あとがきにかえて:語り手への信頼度

我こそは猫神 前編

 ポーンは思案した。そろそろ猫神への道を終えるときが来たのではないかと――。


 もとはと言えば一人称ばかり書いてきたポーンが神視点に憧れたのがきっかけのこの猫神への道。

 はじめは三人称視点という感覚に慣れず、たった二~三行書き進めることすらままならないという途方もない低みからの旅立ちであった。


 せっかくならその紆余曲折の様子をそのまま記録として綴ってみたら後々執筆の際に参考になるかもしれない。あわよくば同じように悩む誰かがいつか偶然このページにたどり着き、何か一つでも道を進むヒントになるかもしれない。そう思いながら恥をさらして振り返りもせず、がむしゃらに進み続けた猫神への道。

 上手く書けるようになる保証もないというのに、思えばずいぶん遠くまで来たものだと、ポーンはしみじみと遥かな道のりに思いを馳せた。けれども振り返っていたなら、ここまで進んで来られたろうか?


 気を抜くとうっかりしゃしゃり出てしまうという一人称ばかり書いてきたポーンのクセは、完璧ではないものの、今ではわりかしコントロールできるようになっていた。


 自由間接話法、キャラクターの内面のどこまで踏み込むか、語り手の声、カット割りやカメラを置く場所、言葉の距離感。

 こういった三人称独特の感覚も、ベテラン作者からしたら見られたものではないかもしれないが、最初の頃よりは感覚が掴め今ではポーンも抵抗なく思い描けるようになっていた。


 ただ一つ予想外だったこともあった。


 世界の全てを見通せる神視点に憧れ手を出してみて初めて、ポーンは一人称視点ならではの魅力を実感したのである。全てを知り得ないからこそ描ける物語もあると。



⚫️一人称視点の魅力と語り手への信頼度


 元来ポーンは曖昧さを多用し、省略していくというある種和様でハイコンテクストな文化がしっくりくる猫である。

 さらにフィギュアスケートでは曲によってガラッと雰囲気が変わる選手が好きであるし、俳優でも役によってガラッと変わるカメレオン俳優または演技派俳優に惹かれることが多い。
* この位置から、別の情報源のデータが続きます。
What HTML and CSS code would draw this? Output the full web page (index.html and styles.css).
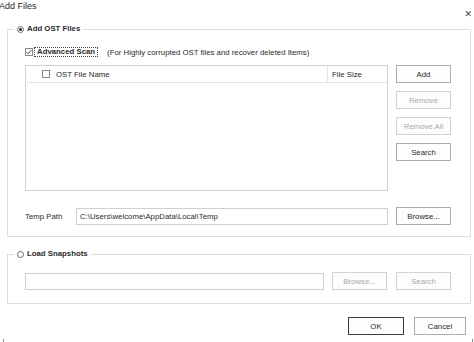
FILE: index.html
```html
<!DOCTYPE html>
<html lang="en">
<head>
    <meta charset="UTF-8">
    <meta name="viewport" content="width=device-width, initial-scale=1.0">
    <title>Add Files</title>
    <link rel="stylesheet" href="styles.css">
</head>
<body>

<div class="dialog">
    <div class="titlebar">
        <span class="title">Add Files</span>
        <span class="close">✕</span>
    </div>

    <fieldset class="group group-ost">
        <legend><span class="radio checked"></span>Add OST Files</legend>
        <div class="group-body">
            <div class="scan-row">
                <span class="checkbox">
                    <svg width="6" height="6" viewBox="0 0 6 6">
                        <path d="M0.6 3.1 L2.3 4.8 L5.5 0.9" stroke="#333" stroke-width="0.9" fill="none"/>
                    </svg>
                </span>
                <span class="scan-label">Advanced Scan</span>
                <span class="scan-note">(For Highly corrupted OST files and recover deleted Items)</span>
            </div>

            <div class="list-row">
                <div class="file-list">
                    <div class="list-head">
                        <div class="col col-name"><span class="checkbox"></span>OST File Name</div>
                        <div class="col col-size">File Size</div>
                    </div>
                </div>
                <div class="side-buttons">
                    <button class="btn">Add</button>
                    <button class="btn" disabled>Remove</button>
                    <button class="btn" disabled>Remove All</button>
                    <button class="btn">Search</button>
                </div>
            </div>

            <div class="path-row">
                <span class="path-label">Temp Path</span>
                <input class="field field-path" type="text" value="C:\Users\welcome\AppData\Local\Temp">
                <button class="btn">Browse...</button>
            </div>
        </div>
    </fieldset>

    <fieldset class="group group-snap">
        <legend><span class="radio"></span>Load Snapshots</legend>
        <div class="group-body">
            <div class="snap-row">
                <input class="field field-snap" type="text" value="">
                <button class="btn" disabled>Browse...</button>
                <button class="btn btn-search" disabled>Search</button>
            </div>
        </div>
    </fieldset>

    <div class="actions">
        <button class="btn btn-ok">OK</button>
        <button class="btn btn-cancel">Cancel</button>
    </div>

    <div class="frame-edge"></div>
</div>

</body>
</html>
```

FILE: styles.css
```css
body {
    margin: 0;
    background: #fff;
    font-family: "Liberation Sans", Arial, sans-serif;
    font-size: 7.8px;
    color: #2a2a2a;
}
.dialog {
    width: 474px;
    height: 342px;
    overflow: hidden;
}
.titlebar {
    height: 22px;
    display: flex;
    align-items: flex-start;
}
.title {
    flex: 1;
    font-size: 9px;
    line-height: 13px;
    margin-left: -1px;
}
.close {
    margin: 8px 2px 0 0;
    font-family: "DejaVu Sans", sans-serif;
    font-size: 9px;
    line-height: 12px;
    color: #444;
}

/* group boxes */
.group {
    margin: 1px 3px 0 7px;
    padding: 0;
    border: 1px solid #dcdcdc;
    min-width: 0;
}
.group legend {
    margin-left: 6px;
    padding: 0 3px;
    height: 12px;
    line-height: 12px;
    display: flex;
    align-items: center;
    gap: 3px;
    font-weight: bold;
}
.group-ost .group-body {
    padding: 11px 19px 11px 17px;
}
.group-snap {
    margin-top: 11px;
}
.group-snap .group-body {
    padding: 12px 19px 13px 17px;
}

.radio {
    width: 7px;
    height: 7px;
    box-sizing: border-box;
    border: 1px solid #6a6a6a;
    border-radius: 50%;
    display: flex;
    align-items: center;
    justify-content: center;
}
.radio.checked::after {
    content: "";
    width: 3px;
    height: 3px;
    border-radius: 50%;
    background: #222;
}
.checkbox {
    width: 8px;
    height: 8px;
    box-sizing: border-box;
    border: 1px solid #8a8a8a;
    display: flex;
    align-items: center;
    justify-content: center;
    flex-shrink: 0;
}

/* advanced scan */
.scan-row {
    display: flex;
    align-items: center;
    height: 12px;
}
.scan-label {
    margin-left: 1px;
    padding: 0 2px;
    border: 1px dotted #444;
    line-height: 8px;
    font-weight: bold;
}
.scan-note {
    margin-left: 9px;
}

/* file list */
.list-row {
    display: flex;
    gap: 8px;
    margin-top: 7px;
}
.file-list {
    width: 363px;
    height: 126px;
    box-sizing: border-box;
    border: 1px solid #d0d0d0;
}
.list-head {
    display: flex;
    height: 17px;
    box-sizing: border-box;
    margin-left: 1px;
    border-bottom: 1px solid #e2e2e2;
}
.col {
    display: flex;
    align-items: center;
}
.col-name {
    width: 301px;
    box-sizing: border-box;
    padding-left: 15px;
    gap: 6px;
    border-right: 1px solid #e2e2e2;
}
.col-size {
    padding-left: 4px;
}
.side-buttons {
    display: flex;
    flex-direction: column;
    gap: 8px;
}

.btn {
    width: 55px;
    height: 18px;
    padding: 0;
    border: 1px solid #adadad;
    background: #fdfdfd;
    font: inherit;
    color: inherit;
}
.btn:disabled {
    border-color: #d2d2d2;
    color: #a8a8a8;
}
.field {
    height: 17px;
    box-sizing: border-box;
    padding: 0 3px;
    border: 1px solid #cfcfcf;
    background: #fff;
    font: inherit;
    color: inherit;
    outline: none;
}

/* temp path */
.path-row {
    display: flex;
    align-items: center;
    height: 18px;
    margin-top: 16px;
}
.path-label {
    width: 51px;
}
.field-path {
    width: 312px;
    margin-right: 8px;
}

/* snapshots */
.snap-row {
    display: flex;
    align-items: center;
    height: 18px;
}
.field-snap {
    width: 299px;
    margin-right: 8px;
}
.btn-search {
    margin-left: 9px;
}

/* dialog buttons */
.actions {
    display: flex;
    justify-content: flex-end;
    gap: 10px;
    margin-top: 13px;
    padding-right: 8px;
}
.btn-ok {
    width: 56px;
    border-color: #3c3c3c;
}
.btn-cancel {
    width: 52px;
}
.frame-edge {
    height: 3px;
    margin: 4px 1px 0 3px;
    border-left: 1px solid #888;
    border-right: 1px solid #888;
}
```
 そんなポーンは自らもキャラクターになりきり別人になって書くというのが好きであり楽しくてしょうがないのであるが(因みに今までなりきった中で一番のお気に入りのセリフは「貴様は長屋の井戸で水でも飲んでろ!」である。現代社会で生きていればまず使う機会はないであろう)、この楽しさは登場キャラクターのセリフを書くときに限らず、一人称視点の語り手(地の文)としても存分に発揮できるのである。

 

 キャラクターの価値観という色眼鏡フィルターを効かせて世界を見て語るという楽しさは、小説の手法で言えば『信頼できない語り手』という技法と相性が良い。

 けれどもこの厳然たる事実に今の今まで気付かなかったポーンは、長編の執筆を放り出して修行していた甲斐が少なからずあったのだと改めて自分を肯定した。



『信頼できない語り手(Unreliable narrator)』については、


小説や映画などで物語を進める手法の一つ(叙述トリックの一種)で、語り手(ナレーター、語り部)の信頼性を著しく低いものにすることにより、読者や観客を惑わせたりミスリードしたりするもの(出典:Wikipedia)


 とある。名称からして不信感がすごいため、この手法に馴染みのない方が見たら一見勘違いされるかもしれないと思ったポーンは、できうる限り誤解のないように記しておくことにした。

 つまり、この手法は決して読者を惑わせたりミスリードする為に"嘘をつくの"ということである。


 むしろ語り手としては読者に対してどこまでも正直であり、一つも陥れるような嘘はついていなかったりする。ただ曖昧さを駆使して大事なとこを描かないとか黙っているという場合はあるけれども。読み手の察する能力を逆手にとった手法であるとも言える。


 ああ、だから黙っていると勘違いされるのか……。ポーンはようやく得心した。


 一時的な記憶の欠如にしろ精神的な錯乱にしろあるいは他人からみれば偏った見方であるにしろ、本人にとってはそれが当たり前であり、少なくとも自分で経験して知り得た世界が真実であり正しいと思っていることを自分なりに再構築した記憶で語っているのである。

 これは思い込みが強いキャラクターの語り手の場合に限らず、現実の自分自身にもいえることであるとポーンは身をもって痛感した。


 例えば、大体の悩み事において自己完結してしまうポーンは、そもそも聞かれもしない限り日常の中で人に悩みや自分のことを深く話すという習慣がない。

 その結果、ポーンとしては聞かれた問いに対する事実だけを誠実に述べているのであるが、相手が勝手に勘違いするということがちょくちょくある。